Now then, let us start with the easy bit: the sauce. In a reasonably big and deep saucepan, fry the onions ever so slowly in the sweet butter. Toss in the mustard seeds after a minute or so. Let them get hot enough to pop. Lower the fire under the pan. Next, pour in the whipping cream and - while stirring - put in an equal amount of soup stock. Once the sauce bubbles, stir in the mustard (one teaspoon per sole ought to do it) and the honey or sugar (about half a teaspoon per sole). Let this simmer on for a while, to give the mustard the chance to thicken the sauce. Kill the fire, and set the pan aside on top of a warm, but not hot spot. It may cool down a little while you fry the fish, but should not get cold all the way.
You may put the dille, chives and / or fresh parsley into the sauce together with the mustard and the honey, or – if you prefer – use the green herbs sprinkled on top of the fish as garnish later on.
Now for the hard part…
Find a clean, left-over plastic bag from the supermarket, and toss a fair amount of wheat flour into it. Now pick up every sole in turn, drop it in the bag, shake with conviction, take out the ‘flouwery’ fish, and put it aside on a plate. You may wish to dry every sole with kitchen paper beforehand. It avoids caking.
Once done, heat the oil in a large, non-stick frying pan until it simmers (a piece of dry bread dropped into the oil will tell you if it's hot enough!) Carefully place the fish in the pan with the 'skinny' (dark) side down. Shake the pan a little to avoid sticking, then fry the fish for about 4 minutes.
Once ready, carefully turn the fish over any way you wish or know… Cook the other side for some 2 to 3 minutes more (careful not to overdo it; it will disintegrate and turn dry of you do! Ask me about it!) At the end of that time, turn off the fire, and make ready to serve on the pre-heated plates.
And now for the hardest part of all… A moment I have looked forward to with terror, and with shame…
As all of you are aware, dear readers, Alfred B. Mittington is a gourmet cook, but… Oh, dare I speak the horrid truth in this digital confessional?? May I blindly trust that the secret so discreetly whispered will be kept faithfully by my deeply beloved culinary confessors?? Okay… I must… So here goes… The truth is, dear reader, that there are some very very very rare things Alfred B. Mittington does not know how to do…!!!

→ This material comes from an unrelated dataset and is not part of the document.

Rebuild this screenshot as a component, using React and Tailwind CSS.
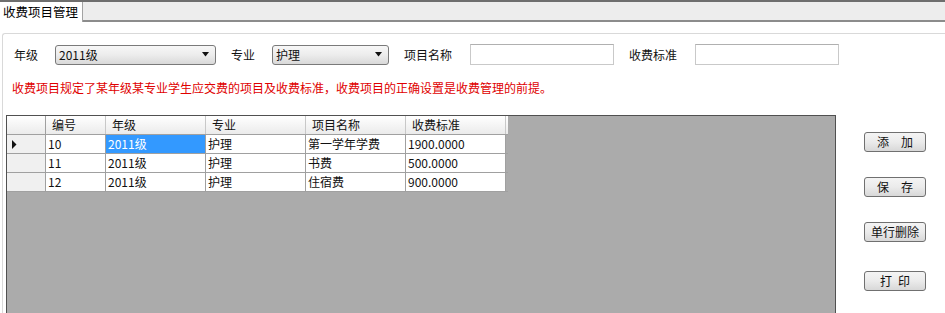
import React from "react";

const cols = [
  { key: "id", title: "编号", w: "w-[60px]" },
  { key: "grade", title: "年级", w: "w-[100px]" },
  { key: "major", title: "专业", w: "w-[100px]" },
  { key: "name", title: "项目名称", w: "w-[100px]" },
  { key: "fee", title: "收费标准", w: "w-[100px]" },
];

const rows = [
  { id: "10", grade: "2011级", major: "护理", name: "第一学年学费", fee: "1900.0000" },
  { id: "11", grade: "2011级", major: "护理", name: "书费", fee: "500.0000" },
  { id: "12", grade: "2011级", major: "护理", name: "住宿费", fee: "900.0000" },
];

function Caret() {
  return (
    <svg width="8" height="5" viewBox="0 0 8 5" className="shrink-0">
      <path d="M0 0 H7 L3.5 4.5 Z" fill="#111" />
    </svg>
  );
}

function Select({ value, w }) {
  return (
    <div
      className={`${w} h-[20px] flex items-center justify-between pl-[3px] pr-[5px] border border-[#7a7a7a] rounded-[3px] bg-gradient-to-b from-[#f7f7f7] via-[#ececec] to-[#d9d9d9] text-[#111]`}
    >
      <span className="leading-[18px]">{value}</span>
      <Caret />
    </div>
  );
}

function Input() {
  return <div className="w-[144px] h-[21px] border border-[#c9c9c9] border-t-[#b0b0b0] bg-white" />;
}

function Btn({ children, gap, mt }) {
  return (
    <div
      className={`${mt} w-[62px] h-[20px] flex items-center justify-center ${gap} border border-[#707070] rounded-[3px] bg-gradient-to-b from-[#f4f4f4] via-[#ebebeb] to-[#d8d8d8] text-[#111] leading-[18px]`}
    >
      {children}
    </div>
  );
}

export default function App() {
  return (
    <div className="w-[945px] h-[313px] overflow-hidden bg-white text-[12px] text-[#111] font-['Noto_Sans_CJK_SC',sans-serif]">
      {/* tab strip */}
      <div className="flex h-[22px] border-t-2 border-[#6e6e6e] bg-[#ededed]">
        <div className="w-[83px] bg-white border-r border-[#a3a3a3] pl-[3px] leading-[20px] text-[12.5px] text-black">
          收费项目管理
        </div>
        <div className="flex-1 border-b-2 border-[#8c8c8c]" />
      </div>

      {/* panel */}
      <div className="ml-[2px] mt-[11px] border-l border-t border-[#d9d9d9] rounded-tl-[3px] pb-[20px]">
        <div className="flex items-center pt-[10px] h-[31px]">
          <div className="w-[52px] pl-[11px]">年级</div>
          <Select value="2011级" w="w-[161px]" />
          <div className="w-[56px] pl-[15px]">专业</div>
          <Select value="护理" w="w-[117px]" />
          <div className="w-[81px] pl-[15px]">项目名称</div>
          <Input />
          <div className="w-[81px] pl-[15px]">收费标准</div>
          <Input />
        </div>

        <div className="mt-[15px] pl-[9px] leading-[16px] text-[#e00000]">
          收费项目规定了某年级某专业学生应交费的项目及收费标准，收费项目的正确设置是收费管理的前提。
        </div>

        <div className="flex mt-[19px]">
          {/* grid */}
          <div className="ml-[3px] w-[830px] h-[200px] border-l border-t border-r border-[#505050] bg-[#ababab]">
            {/* header */}
            <div className="flex h-[19px] w-[501px] bg-gradient-to-b from-[#ffffff] to-[#ebebeb] border-b border-[#a0a0a0]">
              <div className="w-[39px] border-r border-[#a0a0a0]" />
              {cols.map((c) => (
                <div
                  key={c.key}
                  className={`${c.w} border-r border-[#c8c8c8] pl-[6px] leading-[18px] text-[#111]`}
                >
                  {c.title}
                </div>
              ))}
            </div>
            {rows.map((r, i) => (
              <div key={r.id} className="flex h-[19px] w-[501px] border-b border-[#a0a0a0]">
                <div className="w-[39px] bg-[#f0f0f0] border-r border-[#a0a0a0] flex items-center pl-[5px]">
                  {i === 0 && (
                    <svg width="5" height="9" viewBox="0 0 5 9">
                      <path d="M0 0 L4.5 4.5 L0 9 Z" fill="#111" />
                    </svg>
                  )}
                </div>
                {cols.map((c) => {
                  const sel = i === 0 && c.key === "grade";
                  return (
                    <div
                      key={c.key}
                      className={`${c.w} border-r border-[#a0a0a0] pl-[2px] leading-[18px] ${
                        sel ? "bg-[#3399ff] text-white" : "bg-white text-[#111]"
                      }`}
                    >
                      {r[c.key]}
                    </div>
                  );
                })}
              </div>
            ))}
          </div>

          {/* buttons */}
          <div className="ml-[28px] flex flex-col">
            <Btn mt="mt-[17px]" gap="gap-[12px]">
              <span>添</span>
              <span>加</span>
            </Btn>
            <Btn mt="mt-[25px]" gap="gap-[12px]">
              <span>保</span>
              <span>存</span>
            </Btn>
            <Btn mt="mt-[25px]" gap="gap-0">
              <span>单行删除</span>
            </Btn>
            <Btn mt="mt-[29px]" gap="gap-[6px]">
              <span>打</span>
              <span>印</span>
            </Btn>
          </div>
        </div>
      </div>
    </div>
  );
}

There! I did it! Yes! It’s out! And now, before you have all recovered your breath from your ghastly surprise, I hurry to explain which one of them both is significant to the present context: Dear reader, I confess: I am no good at frying fish…! It simply does not agree with me. I guess in a former life I was some splendid food fish… a giant Tilapia perhaps… or a choice Canadian salmon… and my karma makes sure that whichever one my former family and in-laws I toss into hot oil, and try to turn around sizzly and beautifully roasted, will come out monstrous, to remind me of the horror of my deed…

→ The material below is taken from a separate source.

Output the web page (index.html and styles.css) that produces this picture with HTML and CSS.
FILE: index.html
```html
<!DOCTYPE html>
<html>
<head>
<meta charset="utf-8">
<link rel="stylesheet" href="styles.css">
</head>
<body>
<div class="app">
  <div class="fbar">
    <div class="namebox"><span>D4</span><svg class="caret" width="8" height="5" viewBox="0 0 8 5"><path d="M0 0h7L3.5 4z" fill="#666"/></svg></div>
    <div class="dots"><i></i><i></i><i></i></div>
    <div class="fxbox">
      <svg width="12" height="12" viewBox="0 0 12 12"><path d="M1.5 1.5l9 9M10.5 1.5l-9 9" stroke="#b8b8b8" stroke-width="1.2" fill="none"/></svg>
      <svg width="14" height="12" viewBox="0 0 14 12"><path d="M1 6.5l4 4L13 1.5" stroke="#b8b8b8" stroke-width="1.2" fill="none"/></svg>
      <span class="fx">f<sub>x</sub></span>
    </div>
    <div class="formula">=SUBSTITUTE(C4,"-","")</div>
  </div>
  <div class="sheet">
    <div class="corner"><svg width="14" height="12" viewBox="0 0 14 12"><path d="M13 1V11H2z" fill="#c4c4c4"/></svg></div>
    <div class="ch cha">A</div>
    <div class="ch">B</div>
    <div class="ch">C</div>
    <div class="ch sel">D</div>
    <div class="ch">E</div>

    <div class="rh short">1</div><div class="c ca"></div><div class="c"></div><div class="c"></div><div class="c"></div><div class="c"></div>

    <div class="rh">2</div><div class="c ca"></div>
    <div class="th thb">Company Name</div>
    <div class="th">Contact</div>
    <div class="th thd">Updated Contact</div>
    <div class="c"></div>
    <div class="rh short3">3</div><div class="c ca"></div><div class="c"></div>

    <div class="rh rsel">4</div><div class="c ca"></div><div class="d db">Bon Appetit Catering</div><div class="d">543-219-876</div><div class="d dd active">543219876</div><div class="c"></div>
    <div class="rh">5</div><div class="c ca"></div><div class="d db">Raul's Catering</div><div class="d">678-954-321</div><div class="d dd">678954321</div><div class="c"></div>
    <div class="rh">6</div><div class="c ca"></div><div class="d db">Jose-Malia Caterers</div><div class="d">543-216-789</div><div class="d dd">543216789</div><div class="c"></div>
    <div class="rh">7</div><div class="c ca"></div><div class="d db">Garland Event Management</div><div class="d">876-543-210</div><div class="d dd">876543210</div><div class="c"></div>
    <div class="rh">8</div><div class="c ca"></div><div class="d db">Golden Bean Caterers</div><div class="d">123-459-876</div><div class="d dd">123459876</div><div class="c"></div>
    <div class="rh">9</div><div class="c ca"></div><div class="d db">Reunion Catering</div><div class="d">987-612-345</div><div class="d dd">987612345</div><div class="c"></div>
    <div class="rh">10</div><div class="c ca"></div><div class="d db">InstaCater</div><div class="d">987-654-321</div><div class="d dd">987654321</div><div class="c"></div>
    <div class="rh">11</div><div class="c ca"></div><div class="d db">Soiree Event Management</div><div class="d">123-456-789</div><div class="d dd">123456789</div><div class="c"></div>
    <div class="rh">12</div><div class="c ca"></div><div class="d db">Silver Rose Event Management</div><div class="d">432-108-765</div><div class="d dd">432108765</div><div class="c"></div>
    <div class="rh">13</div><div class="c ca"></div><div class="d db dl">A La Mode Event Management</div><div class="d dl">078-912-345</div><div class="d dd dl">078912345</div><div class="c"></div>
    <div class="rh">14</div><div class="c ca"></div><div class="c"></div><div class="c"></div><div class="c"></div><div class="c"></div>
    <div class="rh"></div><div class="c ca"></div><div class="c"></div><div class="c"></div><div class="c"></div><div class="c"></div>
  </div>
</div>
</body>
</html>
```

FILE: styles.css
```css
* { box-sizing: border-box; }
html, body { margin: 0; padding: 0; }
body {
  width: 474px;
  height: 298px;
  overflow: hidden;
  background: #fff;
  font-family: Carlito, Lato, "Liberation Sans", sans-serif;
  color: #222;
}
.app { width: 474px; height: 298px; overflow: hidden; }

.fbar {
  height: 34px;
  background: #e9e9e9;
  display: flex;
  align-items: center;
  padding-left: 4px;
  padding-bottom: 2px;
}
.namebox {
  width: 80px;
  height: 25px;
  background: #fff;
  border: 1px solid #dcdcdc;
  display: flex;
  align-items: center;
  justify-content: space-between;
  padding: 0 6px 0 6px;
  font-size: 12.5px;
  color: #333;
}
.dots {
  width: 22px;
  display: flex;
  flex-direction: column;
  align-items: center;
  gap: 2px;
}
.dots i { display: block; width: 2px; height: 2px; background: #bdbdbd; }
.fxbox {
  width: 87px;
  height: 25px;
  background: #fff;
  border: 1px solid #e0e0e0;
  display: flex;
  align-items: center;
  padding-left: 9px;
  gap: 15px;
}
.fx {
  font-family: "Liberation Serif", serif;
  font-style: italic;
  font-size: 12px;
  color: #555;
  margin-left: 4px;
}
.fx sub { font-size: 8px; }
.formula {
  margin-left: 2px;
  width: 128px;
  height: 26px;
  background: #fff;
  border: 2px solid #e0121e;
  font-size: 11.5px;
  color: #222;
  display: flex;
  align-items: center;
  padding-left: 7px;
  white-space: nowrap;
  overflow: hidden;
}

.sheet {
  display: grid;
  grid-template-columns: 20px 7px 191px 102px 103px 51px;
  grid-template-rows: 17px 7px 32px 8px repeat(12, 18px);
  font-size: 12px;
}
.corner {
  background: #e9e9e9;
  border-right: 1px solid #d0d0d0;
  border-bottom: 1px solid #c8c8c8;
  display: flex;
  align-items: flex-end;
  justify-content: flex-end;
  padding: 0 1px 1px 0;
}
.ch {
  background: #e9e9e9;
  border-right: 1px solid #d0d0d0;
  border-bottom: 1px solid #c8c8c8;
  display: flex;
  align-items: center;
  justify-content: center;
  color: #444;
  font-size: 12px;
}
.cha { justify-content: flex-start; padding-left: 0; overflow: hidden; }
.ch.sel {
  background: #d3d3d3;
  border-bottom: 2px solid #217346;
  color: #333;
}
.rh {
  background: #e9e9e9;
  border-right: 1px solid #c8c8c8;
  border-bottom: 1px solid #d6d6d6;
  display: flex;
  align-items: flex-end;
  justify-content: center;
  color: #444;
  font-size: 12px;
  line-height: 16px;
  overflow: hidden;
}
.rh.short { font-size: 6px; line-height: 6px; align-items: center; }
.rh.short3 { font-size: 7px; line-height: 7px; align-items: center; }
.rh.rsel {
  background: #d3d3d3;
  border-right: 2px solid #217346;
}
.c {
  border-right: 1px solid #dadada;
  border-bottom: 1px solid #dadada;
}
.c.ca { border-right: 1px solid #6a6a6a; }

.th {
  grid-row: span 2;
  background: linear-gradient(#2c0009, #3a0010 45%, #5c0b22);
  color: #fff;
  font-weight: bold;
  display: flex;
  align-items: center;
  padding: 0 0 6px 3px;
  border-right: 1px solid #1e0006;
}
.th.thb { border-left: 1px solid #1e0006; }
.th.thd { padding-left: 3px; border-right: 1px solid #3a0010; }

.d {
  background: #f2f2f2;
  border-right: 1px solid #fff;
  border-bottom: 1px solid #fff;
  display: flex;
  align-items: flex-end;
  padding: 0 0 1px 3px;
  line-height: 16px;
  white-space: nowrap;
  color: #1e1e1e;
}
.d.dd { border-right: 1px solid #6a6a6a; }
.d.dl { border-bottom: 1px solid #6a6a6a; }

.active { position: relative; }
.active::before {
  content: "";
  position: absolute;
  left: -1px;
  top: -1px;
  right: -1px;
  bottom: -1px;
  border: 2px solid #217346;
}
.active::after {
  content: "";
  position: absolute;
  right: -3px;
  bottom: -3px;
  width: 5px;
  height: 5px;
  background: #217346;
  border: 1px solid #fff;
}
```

Let me explain this the audiovisual way.
This is what a gorgeous freshly bought sole looks like before cooking:
This is what it looks like when fried by a master:
And this is what it looks like when I fry it:
If you get my meaning…
Good old Jenö was of course a Master of Masters, a Khan of the Kitchen, a saint who fed the hungary, and so his fried soles slit out of the pan like beautiful, shiny, crisp, appetising jewels. As a consequence, he could permit himself to serve his gorgeously fried Solea Solea on top of a generous splash of mustard sauce, making his Sole Food Rosalia not merely a consolation to the palate, but also a comfort to the eye…
I, on the other hand, humble worm that I am, must be mean, and vulgar, and cowardly. A naked fish fried by myself does not inspire solace, but merely abhorrence. So I turn the order aroundof serving, and if you, dear reader, are as catastrophic as I am when it comes to frying fish, I can only advice you to follow my lead, and improve the visual lure of your culinary creation by being equally spineless.
So, here are my instructions for all you fellow mediocrities: Put the fried sole on a bed of lettuce. Pour a generous amount of mustard sauce on top of it, until the sole is unrecognizable from above. Garnish with a slice of lemon, some tomato, some green herbs if you like, and a few fried potatoes. Serve this with pride, as you respectfully mumble one of dear Rosalia’s more cheerful poems (good luck finding one in her Obras Completas!)